Look I'm not much more hopeful than you. I think one of the last chances is a new vote in the Security Council recognising Palestine as sovereign and with 1967 borders.
It sounds a little crazy now but there is a surprising amount of support for that via a two year plan that Salam Fayyad has. Fayyad speak the Western political language and has impressive credentials. He has already garnered serious support for his plan in the EU and if rumours hold some pretty powerful players in the Obama administration
The Israelis are scared, Netanyahu has already asked Obama to veto it so he knows it could happen and it's a danger. Furthermore I don't think Obama has given him any real assurance that the states will veto that resolution. It may be the bargaining chip they need to get Israel to the negotiation table.
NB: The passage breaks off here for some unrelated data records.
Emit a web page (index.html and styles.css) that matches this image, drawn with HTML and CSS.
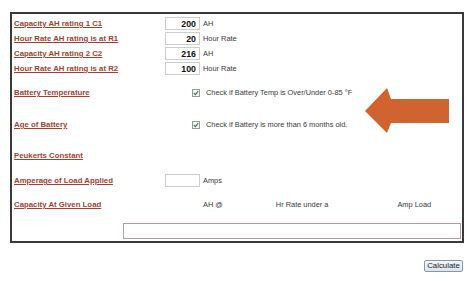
FILE: index.html
```html
<!DOCTYPE html>
<html lang="en">
<head>
    <meta charset="UTF-8">
    <title>Peukert Calculator</title>
    <link rel="stylesheet" href="styles.css">
</head>
<body>
    <div class="panel">
        <div class="row">
            <a class="label" href="#">Capacity AH rating 1 C1</a>
            <input class="num" type="text" value="200">
            <span class="unit">AH</span>
        </div>
        <div class="row">
            <a class="label" href="#">Hour Rate AH rating is at R1</a>
            <input class="num" type="text" value="20">
            <span class="unit">Hour Rate</span>
        </div>
        <div class="row">
            <a class="label" href="#">Capacity AH rating 2 C2</a>
            <input class="num" type="text" value="216">
            <span class="unit">AH</span>
        </div>
        <div class="row">
            <a class="label" href="#">Hour Rate AH rating is at R2</a>
            <input class="num" type="text" value="100">
            <span class="unit">Hour Rate</span>
        </div>

        <div class="row temp">
            <a class="label" href="#">Battery Temperature</a>
            <span class="check">
                <svg width="8" height="8" viewBox="0 0 8 8">
                    <rect x="0.5" y="0.5" width="7" height="7" fill="#f3f7f3" stroke="#8e9e92"/>
                    <path d="M1.8 4.1 L3.3 5.6 L6.2 2.2" fill="none" stroke="#3d6b50" stroke-width="1.1"/>
                </svg>
            </span>
            <span class="unit note">Check if Battery Temp is Over/Under 0-85 °F</span>
        </div>
        <div class="row age">
            <a class="label" href="#">Age of Battery</a>
            <span class="check">
                <svg width="8" height="8" viewBox="0 0 8 8">
                    <rect x="0.5" y="0.5" width="7" height="7" fill="#f3f7f3" stroke="#8e9e92"/>
                    <path d="M1.8 4.1 L3.3 5.6 L6.2 2.2" fill="none" stroke="#3d6b50" stroke-width="1.1"/>
                </svg>
            </span>
            <span class="unit note">Check if Battery is more than 6 months old.</span>
        </div>

        <div class="row peukert">
            <a class="label" href="#">Peukerts Constant</a>
        </div>
        <div class="row amps">
            <a class="label" href="#">Amperage of Load Applied</a>
            <input class="num" type="text" value="">
            <span class="unit">Amps</span>
        </div>
        <div class="row load">
            <a class="label" href="#">Capacity At Given Load</a>
            <span class="spacer"></span>
            <span class="unit">AH @</span>
            <span class="unit hr">Hr Rate under a</span>
            <span class="unit amp">Amp Load</span>
        </div>

        <div class="result"></div>

        <!-- big arrow pointing at the checkboxes -->
        <svg class="arrow" width="84" height="47" viewBox="0 0 84 47">
            <polygon points="0,24 22,1 26,12 84,12 84,36 26,36 22,46" fill="#d0632f"/>
        </svg>
    </div>

    <div class="actions">
        <button class="calc">Calculate</button>
    </div>
</body>
</html>
```

FILE: styles.css
```css
body{
    margin: 0;
    background: #fff;
    font-family: "Liberation Sans", Arial, sans-serif;
    color: #333;
}

.panel{
    position: relative;
    width: 454px;
    margin: 12px 0 0 10px;
    padding: 2px 2px 2px 2px;
    border: 2px solid #3a3a3a;
    box-sizing: border-box;
}

.row{
    display: flex;
    align-items: center;
    height: 15px;
}
.temp{ margin-top: 9px; }
.age{ margin-top: 17px; }
.peukert{ margin-top: 16px; }
.amps{ margin-top: 10px; }
.load{ margin-top: 9px; }

.label{
    width: 151px;
    flex: none;
    font-size: 7.8px;
    font-weight: bold;
    color: #a63f2e;
    text-decoration: underline;
}

.num{
    width: 35px;
    height: 13px;
    padding: 0 3px 0 0;
    margin: 0;
    border: 1px solid #cdcdcd;
    box-sizing: border-box;
    text-align: right;
    font-family: "Liberation Sans", Arial, sans-serif;
    font-size: 8.8px;
    font-weight: bold;
    color: #111;
    flex: none;
    outline: none;
}

.unit{
    margin-left: 3px;
    font-size: 7.4px;
    color: #3a3a3a;
}

.check{
    width: 35px;
    flex: none;
    display: flex;
    justify-content: flex-end;
}
.check svg{
    display: block;
}
.note{
    margin-left: 6px;
}

.spacer{
    width: 35px;
    flex: none;
}
.hr{ margin-left: 53px; }
.amp{ margin-left: 69px; }

.result{
    width: 338px;
    height: 16px;
    margin: 11px 0 0 109px;
    border: 1.5px solid #b8999f;
    box-sizing: border-box;
}

.arrow{
    position: absolute;
    left: 353px;
    top: 73px;
}

.actions{
    width: 463px;
    margin-top: 11px;
    text-align: right;
}
.calc{
    height: 12px;
    width: 39px;
    padding: 0;
    font-family: "Liberation Sans", Arial, sans-serif;
    font-size: 7.8px;
    color: #222;
    background: linear-gradient(#f4f7fb, #dde4ee);
    border: 1px solid #8596ad;
    border-radius: 2px;
    line-height: 10px;
}
```
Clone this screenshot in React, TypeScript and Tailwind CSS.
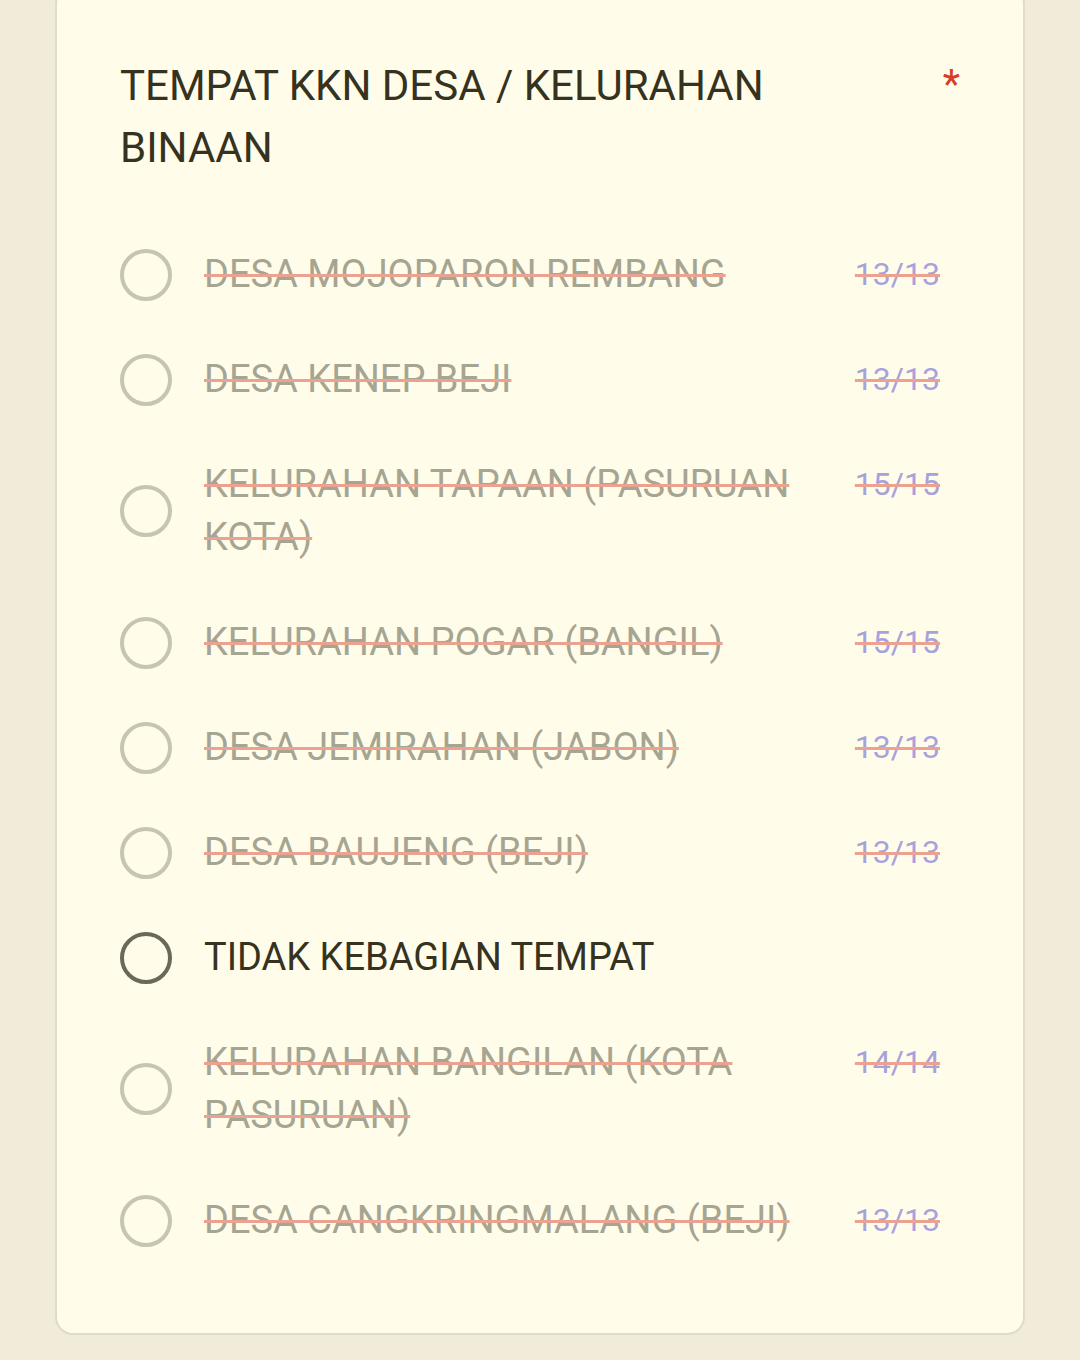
import React from "react";

type Opt = { label: string; count?: string; disabled: boolean };

const options: Opt[] = [
  { label: "DESA MOJOPARON REMBANG", count: "13/13", disabled: true },
  { label: "DESA KENEP BEJI", count: "13/13", disabled: true },
  { label: "KELURAHAN TAPAAN (PASURUAN KOTA)", count: "15/15", disabled: true },
  { label: "KELURAHAN POGAR (BANGIL)", count: "15/15", disabled: true },
  { label: "DESA JEMIRAHAN (JABON)", count: "13/13", disabled: true },
  { label: "DESA BAUJENG (BEJI)", count: "13/13", disabled: true },
  { label: "TIDAK KEBAGIAN TEMPAT", disabled: false },
  { label: "KELURAHAN BANGILAN (KOTA PASURUAN)", count: "14/14", disabled: true },
  { label: "DESA CANGKRINGMALANG (BEJI)", count: "13/13", disabled: true },
];

export default function App() {
  return (
    <div
      className="w-[1080px] h-[1360px] bg-[#f1ebd9] overflow-hidden px-[55px]"
      style={{ fontFamily: "Roboto, 'Liberation Sans', sans-serif" }}
    >
      <div className="mt-[-14px] w-[970px] rounded-[18px] border-2 border-[#e0dcc8] bg-[#fffde9] pl-[63px] pr-[63px] pt-[67px] pb-[86px]">
        <div className="flex items-start justify-between">
          <h1 className="w-[720px] text-[42px] leading-[62px] font-normal text-[#35321f]">
            TEMPAT KKN DESA / KELURAHAN BINAAN
          </h1>
          <span className="text-[40px] leading-[44px] mt-[8px] mr-[0px] text-[#d93b25]">*</span>
        </div>
        <div className="mt-[69px] flex flex-col gap-[52px]">
          {options.map((o) => (
            <div key={o.label} className="flex items-center">
              <div
                className={`w-[52px] h-[52px] shrink-0 rounded-full border-[4px] ${
                  o.disabled ? "border-[#c6c4b2]" : "border-[#6a6859]"
                }`}
              />
              <div className="ml-[32px] flex flex-1 items-start">
                <div
                  className={`w-[620px] text-[38px] leading-[53px] ${
                    o.disabled
                      ? "text-[#a6a592] line-through decoration-[#eba291] decoration-[3px]"
                      : "text-[#35321f]"
                  }`}
                >
                  {o.label}
                </div>
                {o.count && (
                  <div className="ml-auto mr-[20px] text-[32px] leading-[53px] text-[#a8a2dc] line-through decoration-[#eba291] decoration-[3px]">
                    {o.count}
                  </div>
                )}
              </div>
            </div>
          ))}
        </div>
      </div>
    </div>
  );
}
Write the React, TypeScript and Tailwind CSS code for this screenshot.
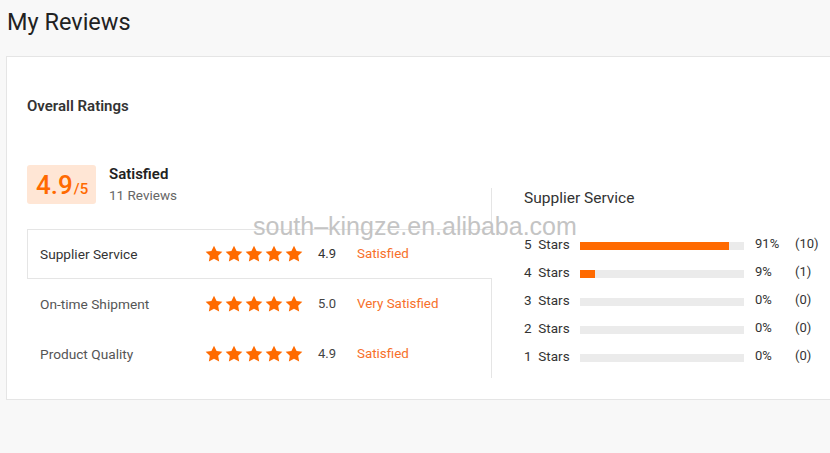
import React from "react";

const Star = () => (
  <svg viewBox="0 0 24 24" className="w-[20px] h-[20px] block" fill="#ff6a00">
    <polygon points="12,2 15.09,8.26 22,9.27 17,14.14 18.18,21.02 12,17.77 5.82,21.02 7,14.14 2,9.27 8.91,8.26" />
  </svg>
);

const Stars = () => (
  <div className="flex w-[100px]">
    <Star />
    <Star />
    <Star />
    <Star />
    <Star />
  </div>
);

const rows = [
  { label: "Supplier Service", score: "4.9", text: "Satisfied", active: true },
  { label: "On-time Shipment", score: "5.0", text: "Very Satisfied", active: false },
  { label: "Product Quality", score: "4.9", text: "Satisfied", active: false },
];

const bars = [
  { n: 5, pct: 91, count: 10 },
  { n: 4, pct: 9, count: 1 },
  { n: 3, pct: 0, count: 0 },
  { n: 2, pct: 0, count: 0 },
  { n: 1, pct: 0, count: 0 },
];

export default function App() {
  return (
    <div
      className="relative w-[830px] h-[453px] overflow-hidden bg-[#f8f8f8] text-[#333]"
      style={{ fontFamily: "Roboto, 'Open Sans', sans-serif" }}
    >
      <div className="h-[56px] pl-[7px] pt-[7px] text-[23.5px] leading-[30px] text-[#222]">My Reviews</div>

      <div className="ml-[6px] w-[900px] h-[344px] bg-white border border-[#e5e5e5]">
        <div className="pl-[20px] pt-[39px] text-[15px] leading-[20px] font-semibold text-[#333]">Overall Ratings</div>

        <div className="flex pl-[20px]">
          {/* left column */}
          <div className="w-[464px]">
            <div className="flex h-[39px] mt-[49px]">
              <div className="w-[69px] h-[39px] rounded-[3px] bg-[#ffe6d5] flex items-baseline pl-[9px] pt-[4px] text-[#ff6a00]">
                <span className="text-[26px] leading-[32px] font-medium">4.9</span>
                <span className="ml-[1px] text-[15px] font-medium">/5</span>
              </div>
              <div className="ml-[13px] -mt-[1px]">
                <div className="text-[15px] leading-[20px] font-semibold text-[#222]">Satisfied</div>
                <div className="text-[13.5px] leading-[22px] text-[#666]">11 Reviews</div>
              </div>
            </div>

            <div className="mt-[25px]">
              {rows.map((r) =>
                r.active ? (
                  <div
                    key={r.label}
                    className="relative z-10 w-[465px] h-[50px] bg-white border border-r-0 border-[#e5e5e5] flex items-center pl-[12px]"
                  >
                    <div className="w-[164px] text-[13.7px] text-[#333]">{r.label}</div>
                    <Stars />
                    <div className="ml-[14px] w-[39px] text-[13px] text-[#333]">{r.score}</div>
                    <div className="text-[13.4px] text-[#f7702a]">{r.text}</div>
                  </div>
                ) : (
                  <div key={r.label} className="h-[50px] flex items-center pl-[13px]">
                    <div className="w-[164px] text-[13.7px] text-[#555]">{r.label}</div>
                    <Stars />
                    <div className="ml-[14px] w-[39px] text-[13px] text-[#444]">{r.score}</div>
                    <div className="text-[13.4px] text-[#f7702a]">{r.text}</div>
                  </div>
                )
              )}
            </div>
          </div>

          {/* right column */}
          <div className="mt-[72px] h-[190px] border-l border-[#e5e5e5] pl-[32px]">
            <div className="text-[15.5px] leading-[20px] text-[#333]">Supplier Service</div>
            <div className="mt-[22px]">
              {bars.map((b) => (
                <div key={b.n} className="flex items-center h-[28px] text-[13px] text-[#333]">
                  <div className="w-[56px] text-[13.5px] whitespace-pre">{`${b.n}  Stars`}</div>
                  <div className="w-[164px] h-[8px] mt-[4px] bg-[#ebebeb]">
                    <div className="h-full bg-[#ff6a00]" style={{ width: `${b.pct}%` }} />
                  </div>
                  <div className="ml-[11px] w-[40px]">{b.pct}%</div>
                  <div>({b.count})</div>
                </div>
              ))}
            </div>
          </div>
        </div>
      </div>

      <div className="flex pl-[140px] pt-[50px] text-[14px] leading-[20px]">
        <span className="text-[#ff6a00]">Supplier Reviews</span>
        <span className="ml-[12px] text-[#999]">Product Reviews (8)</span>
      </div>

      <div
        className="absolute left-[253px] top-[214px] text-[25px] leading-[25px] text-[#c4c4c4] whitespace-nowrap pointer-events-none z-20"
        style={{ fontFamily: "'Liberation Sans', Arial, sans-serif" }}
      >
        south–kingze.en.alibaba.com
      </div>
    </div>
  );
}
And a circuitous route around the peace process and its inevitable protracted death.
The release of Marwan Barghouti could also create a unified Palestinian front able to make concessions and row in a single direction, I doubt that will happen but who knows.
P.S. If you ever want to wrtie a piece for my new blog give a shout
http://www.pathofmostresistance.org
"Unfortunately for Palestinian aspirations for statehood, every groundwater resource in the West Bank and Gaza Strip sits beneath its borders with Israel."
Perhaps this is an unintentional error, but there are 3 main aquifiers are within the West Bank borders, providing Israel with 30 percent of its water. Groundwater resources are literally below the feet of Palestinians in the West Bank, however access to the water is restricted and prohibited. In the Israeli proposal to relieve need for water in the West Bank by building a desalination plant, they demand continued control over West Bank ground water. So, if Palestine were to make a unilateral declaration of statehood, Israel would lose its control over West Bank resources: an added reason Israel opposes Palestinian statehood.
p.s. I completely agree that there can be no Palestinian nat'l sovereignty w/o full rights to their aquifiers.